Only the pictures are omitted; repeat all other data exactly.

Data to process:
************
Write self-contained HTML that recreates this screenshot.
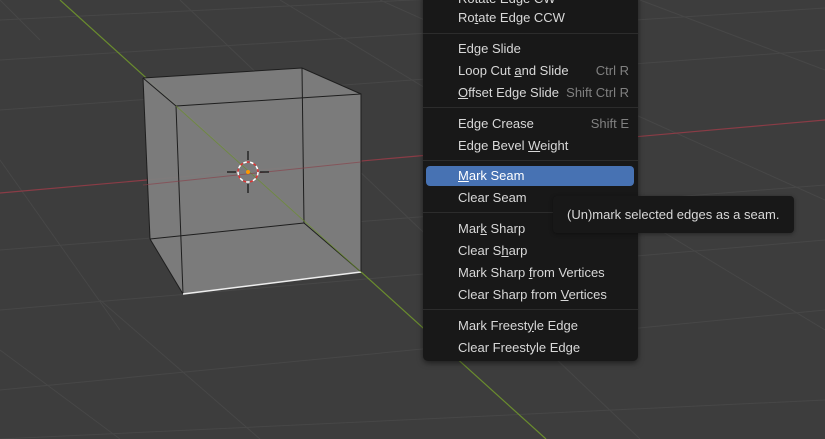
<!DOCTYPE html>
<html><head><meta charset="utf-8"><style>
body{margin:0;width:825px;height:439px;overflow:hidden;background:#3d3d3d;font-family:"Liberation Sans","DejaVu Sans",sans-serif;position:relative}
svg{position:absolute;left:0;top:0}
.menu{position:absolute;left:423px;top:-5px;width:215px;height:366px;background:#181818;border-radius:0 0 5px 5px;box-shadow:0 2px 6px rgba(0,0,0,.5)}
.it{position:absolute;left:35px;color:#d8d8d8;font-size:13px;line-height:20px;height:20px;white-space:nowrap}
.sc{position:absolute;right:9px;color:#808080;font-size:13px;line-height:20px}
.sep{position:absolute;left:0;right:0;height:1px;background:#2c2c2c}
.hl{position:absolute;left:3px;right:4px;height:20px;background:#4772b3;border-radius:4px}
u{text-decoration:underline}
.tip{position:absolute;left:553px;top:196px;width:241px;height:37px;background:#181818;border-radius:4px;color:#d8d8d8;font-size:13px;line-height:37px;text-indent:14px;box-shadow:0 1px 4px rgba(0,0,0,.4)}
</style></head><body>
<svg width="825" height="439">
<g stroke="#474747" stroke-width="1" fill="none">
<line x1="0" y1="60" x2="825" y2="8"/>
<line x1="0" y1="110" x2="825" y2="50"/>
<line x1="0" y1="250" x2="825" y2="185"/>
<line x1="0" y1="310" x2="825" y2="240"/>
<line x1="0" y1="390" x2="825" y2="310"/>
<line x1="0" y1="439" x2="825" y2="400"/>
<line x1="0" y1="20" x2="825" y2="-20"/>
<line x1="0" y1="160" x2="120" y2="330"/>
<line x1="0" y1="0" x2="40" y2="40"/>
<line x1="180" y1="0" x2="640" y2="439"/>
<line x1="280" y1="0" x2="825" y2="330"/>
<line x1="380" y1="0" x2="825" y2="200"/>
<line x1="0" y1="350" x2="120" y2="439"/>
<line x1="640" y1="0" x2="825" y2="70"/>
<line x1="100" y1="300" x2="260" y2="439"/>
</g>
<line x1="0" y1="193" x2="825" y2="120" stroke="#8a3c46" stroke-width="1.2"/>
<line x1="60" y1="0" x2="546" y2="439" stroke="#6a8c2e" stroke-width="1.2"/>
<polygon points="143,78 302,68 361,94 361,272 183,294 150,239" fill="#7e7e7e" fill-opacity="0.95"/>
<g stroke="#1e1e1e" stroke-width="1" fill="none">
<polyline points="143,78 302,68 361,94 361,272"/>
<line x1="143" y1="78" x2="176" y2="106"/>
<line x1="176" y1="106" x2="361" y2="94"/>
<line x1="176" y1="106" x2="183" y2="294"/>
<line x1="143" y1="78" x2="150" y2="239"/>
<line x1="150" y1="239" x2="304" y2="223"/>
<line x1="302" y1="68" x2="304" y2="223"/>
<line x1="304" y1="223" x2="361" y2="272"/>
<line x1="150" y1="239" x2="183" y2="294"/>
</g>
<line x1="183" y1="294" x2="361" y2="272" stroke="#eee" stroke-width="1.5"/>
<line x1="176" y1="106" x2="361" y2="272" stroke="#6a8c2e" stroke-width="1" opacity=".7"/>
<line x1="143" y1="185" x2="361" y2="162" stroke="#8a3c46" stroke-width="1" opacity=".6"/>
<circle cx="248" cy="172" r="10" fill="none" stroke="#fff" stroke-width="1.5" stroke-dasharray="4 3"/>
<circle cx="248" cy="172" r="10" fill="none" stroke="#d33" stroke-width="1.5" stroke-dasharray="3 4" stroke-dashoffset="3.5"/>
<g stroke="#111" stroke-width="1.2"><line x1="248" y1="151" x2="248" y2="160"/><line x1="248" y1="184" x2="248" y2="193"/><line x1="227" y1="172" x2="236" y2="172"/><line x1="260" y1="172" x2="269" y2="172"/></g>
<circle cx="248" cy="172" r="2" fill="#f90"/>
</svg>
<div class="menu">
<div class="it" style="top:-6px">Rotate Edge CW</div>
<div class="it" style="top:13px">Ro<u>t</u>ate Edge CCW</div>
<div class="sep" style="top:38px"></div>
<div class="it" style="top:44px">Edge Slide</div>
<div class="it" style="top:66px">Loop Cut <u>a</u>nd Slide</div><div class="sc" style="top:66px">Ctrl R</div>
<div class="it" style="top:88px"><u>O</u>ffset Edge Slide</div><div class="sc" style="top:88px">Shift Ctrl R</div>
<div class="sep" style="top:112px"></div>
<div class="it" style="top:119px">Edge Crease</div><div class="sc" style="top:119px">Shift E</div>
<div class="it" style="top:141px">Edge Bevel <u>W</u>eight</div>
<div class="sep" style="top:165px"></div>
<div class="hl" style="top:171px"></div>
<div class="it" style="top:171px;color:#fff"><u>M</u>ark Seam</div>
<div class="it" style="top:193px">Clear Seam</div>
<div class="sep" style="top:217px"></div>
<div class="it" style="top:224px">Mar<u>k</u> Sharp</div>
<div class="it" style="top:246px">Clear S<u>h</u>arp</div>
<div class="it" style="top:268px">Mark Sharp <u>f</u>rom Vertices</div>
<div class="it" style="top:290px">Clear Sharp from <u>V</u>ertices</div>
<div class="sep" style="top:314px"></div>
<div class="it" style="top:321px">Mark Freest<u>y</u>le Edge</div>
<div class="it" style="top:343px">Clear Freestyle Edge</div>
</div>
<div class="tip">(Un)mark selected edges as a seam.</div>
</body></html>
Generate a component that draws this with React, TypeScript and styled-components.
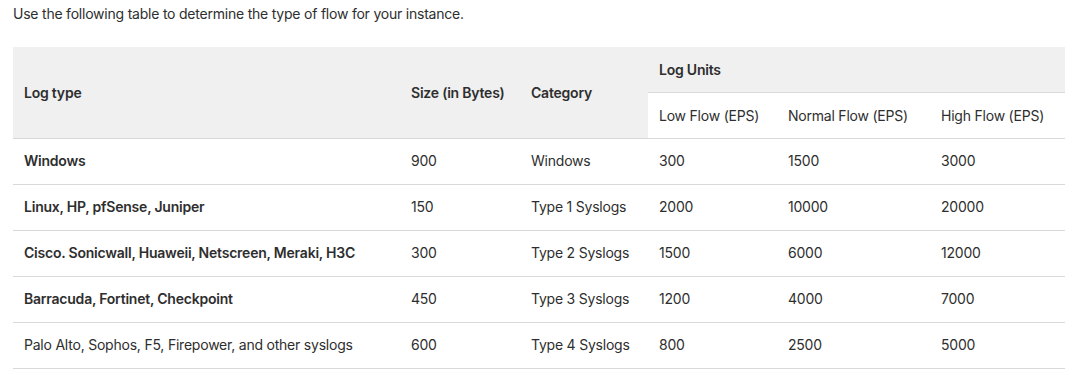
************
Response to the exercise:
Write self-contained HTML that recreates this screenshot.
<!DOCTYPE html>
<html><head><meta charset="utf-8"><style>
body{margin:0;width:825px;height:439px;overflow:hidden;background:#3d3d3d;font-family:"Liberation Sans","DejaVu Sans",sans-serif;position:relative}
svg{position:absolute;left:0;top:0}
.menu{position:absolute;left:423px;top:-5px;width:215px;height:366px;background:#181818;border-radius:0 0 5px 5px;box-shadow:0 2px 6px rgba(0,0,0,.5)}
.it{position:absolute;left:35px;color:#d8d8d8;font-size:13px;line-height:20px;height:20px;white-space:nowrap}
.sc{position:absolute;right:9px;color:#808080;font-size:13px;line-height:20px}
.sep{position:absolute;left:0;right:0;height:1px;background:#2c2c2c}
.hl{position:absolute;left:3px;right:4px;height:20px;background:#4772b3;border-radius:4px}
u{text-decoration:underline}
.tip{position:absolute;left:553px;top:196px;width:241px;height:37px;background:#181818;border-radius:4px;color:#d8d8d8;font-size:13px;line-height:37px;text-indent:14px;box-shadow:0 1px 4px rgba(0,0,0,.4)}
</style></head><body>
<svg width="825" height="439">
<g stroke="#474747" stroke-width="1" fill="none">
<line x1="0" y1="60" x2="825" y2="8"/>
<line x1="0" y1="110" x2="825" y2="50"/>
<line x1="0" y1="250" x2="825" y2="185"/>
<line x1="0" y1="310" x2="825" y2="240"/>
<line x1="0" y1="390" x2="825" y2="310"/>
<line x1="0" y1="439" x2="825" y2="400"/>
<line x1="0" y1="20" x2="825" y2="-20"/>
<line x1="0" y1="160" x2="120" y2="330"/>
<line x1="0" y1="0" x2="40" y2="40"/>
<line x1="180" y1="0" x2="640" y2="439"/>
<line x1="280" y1="0" x2="825" y2="330"/>
<line x1="380" y1="0" x2="825" y2="200"/>
<line x1="0" y1="350" x2="120" y2="439"/>
<line x1="640" y1="0" x2="825" y2="70"/>
<line x1="100" y1="300" x2="260" y2="439"/>
</g>
<line x1="0" y1="193" x2="825" y2="120" stroke="#8a3c46" stroke-width="1.2"/>
<line x1="60" y1="0" x2="546" y2="439" stroke="#6a8c2e" stroke-width="1.2"/>
<polygon points="143,78 302,68 361,94 361,272 183,294 150,239" fill="#7e7e7e" fill-opacity="0.95"/>
<g stroke="#1e1e1e" stroke-width="1" fill="none">
<polyline points="143,78 302,68 361,94 361,272"/>
<line x1="143" y1="78" x2="176" y2="106"/>
<line x1="176" y1="106" x2="361" y2="94"/>
<line x1="176" y1="106" x2="183" y2="294"/>
<line x1="143" y1="78" x2="150" y2="239"/>
<line x1="150" y1="239" x2="304" y2="223"/>
<line x1="302" y1="68" x2="304" y2="223"/>
<line x1="304" y1="223" x2="361" y2="272"/>
<line x1="150" y1="239" x2="183" y2="294"/>
</g>
<line x1="183" y1="294" x2="361" y2="272" stroke="#eee" stroke-width="1.5"/>
<line x1="176" y1="106" x2="361" y2="272" stroke="#6a8c2e" stroke-width="1" opacity=".7"/>
<line x1="143" y1="185" x2="361" y2="162" stroke="#8a3c46" stroke-width="1" opacity=".6"/>
<circle cx="248" cy="172" r="10" fill="none" stroke="#fff" stroke-width="1.5" stroke-dasharray="4 3"/>
<circle cx="248" cy="172" r="10" fill="none" stroke="#d33" stroke-width="1.5" stroke-dasharray="3 4" stroke-dashoffset="3.5"/>
<g stroke="#111" stroke-width="1.2"><line x1="248" y1="151" x2="248" y2="160"/><line x1="248" y1="184" x2="248" y2="193"/><line x1="227" y1="172" x2="236" y2="172"/><line x1="260" y1="172" x2="269" y2="172"/></g>
<circle cx="248" cy="172" r="2" fill="#f90"/>
</svg>
<div class="menu">
<div class="it" style="top:-6px">Rotate Edge CW</div>
<div class="it" style="top:13px">Ro<u>t</u>ate Edge CCW</div>
<div class="sep" style="top:38px"></div>
<div class="it" style="top:44px">Edge Slide</div>
<div class="it" style="top:66px">Loop Cut <u>a</u>nd Slide</div><div class="sc" style="top:66px">Ctrl R</div>
<div class="it" style="top:88px"><u>O</u>ffset Edge Slide</div><div class="sc" style="top:88px">Shift Ctrl R</div>
<div class="sep" style="top:112px"></div>
<div class="it" style="top:119px">Edge Crease</div><div class="sc" style="top:119px">Shift E</div>
<div class="it" style="top:141px">Edge Bevel <u>W</u>eight</div>
<div class="sep" style="top:165px"></div>
<div class="hl" style="top:171px"></div>
<div class="it" style="top:171px;color:#fff"><u>M</u>ark Seam</div>
<div class="it" style="top:193px">Clear Seam</div>
<div class="sep" style="top:217px"></div>
<div class="it" style="top:224px">Mar<u>k</u> Sharp</div>
<div class="it" style="top:246px">Clear S<u>h</u>arp</div>
<div class="it" style="top:268px">Mark Sharp <u>f</u>rom Vertices</div>
<div class="it" style="top:290px">Clear Sharp from <u>V</u>ertices</div>
<div class="sep" style="top:314px"></div>
<div class="it" style="top:321px">Mark Freest<u>y</u>le Edge</div>
<div class="it" style="top:343px">Clear Freestyle Edge</div>
</div>
<div class="tip">(Un)mark selected edges as a seam.</div>
</body></html>
Generate a component that draws this with React, TypeScript and styled-components.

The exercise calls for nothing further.